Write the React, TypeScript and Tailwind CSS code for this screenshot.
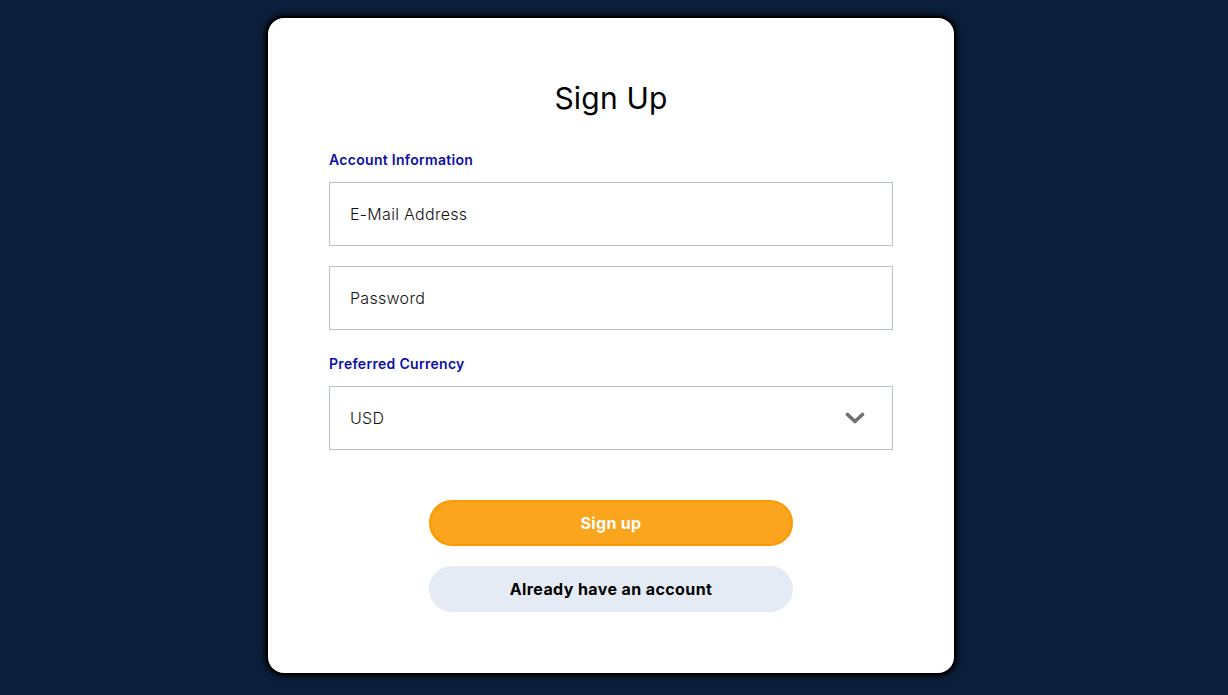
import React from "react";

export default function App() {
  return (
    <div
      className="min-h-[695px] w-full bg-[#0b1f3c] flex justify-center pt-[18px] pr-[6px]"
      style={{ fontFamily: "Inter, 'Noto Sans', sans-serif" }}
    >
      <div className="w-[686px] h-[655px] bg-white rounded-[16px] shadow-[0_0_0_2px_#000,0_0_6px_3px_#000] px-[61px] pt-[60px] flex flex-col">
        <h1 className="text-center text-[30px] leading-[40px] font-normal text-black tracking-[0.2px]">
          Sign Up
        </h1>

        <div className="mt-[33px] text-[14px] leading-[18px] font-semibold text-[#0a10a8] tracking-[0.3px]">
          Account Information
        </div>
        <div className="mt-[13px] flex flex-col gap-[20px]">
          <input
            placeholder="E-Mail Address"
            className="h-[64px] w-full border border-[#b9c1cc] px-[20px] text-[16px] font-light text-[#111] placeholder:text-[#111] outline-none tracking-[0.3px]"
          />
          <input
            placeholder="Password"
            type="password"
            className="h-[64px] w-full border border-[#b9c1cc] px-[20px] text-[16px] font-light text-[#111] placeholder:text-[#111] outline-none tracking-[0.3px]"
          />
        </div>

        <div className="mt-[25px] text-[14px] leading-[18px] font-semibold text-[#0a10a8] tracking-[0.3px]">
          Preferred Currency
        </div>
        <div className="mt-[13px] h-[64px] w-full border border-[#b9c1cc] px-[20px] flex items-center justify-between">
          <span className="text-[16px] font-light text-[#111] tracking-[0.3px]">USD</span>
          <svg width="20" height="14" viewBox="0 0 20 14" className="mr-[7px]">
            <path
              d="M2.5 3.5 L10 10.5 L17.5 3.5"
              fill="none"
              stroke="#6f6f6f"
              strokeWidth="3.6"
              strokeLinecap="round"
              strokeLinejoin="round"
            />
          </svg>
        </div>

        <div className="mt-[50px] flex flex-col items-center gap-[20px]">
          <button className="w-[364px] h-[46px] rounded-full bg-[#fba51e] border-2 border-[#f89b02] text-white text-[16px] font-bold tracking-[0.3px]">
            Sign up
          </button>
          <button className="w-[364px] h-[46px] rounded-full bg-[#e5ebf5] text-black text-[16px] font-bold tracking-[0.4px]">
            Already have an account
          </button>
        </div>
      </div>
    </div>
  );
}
━━━━━━━━━━━━━━━━━━━━━━━━━━━━━━
Take the material above from its first line through the line holding "import React from" and set it down exactly, without the pictures.

## [ANSWER BELOW]
Write the React, TypeScript and Tailwind CSS code for this screenshot.
import React from "react";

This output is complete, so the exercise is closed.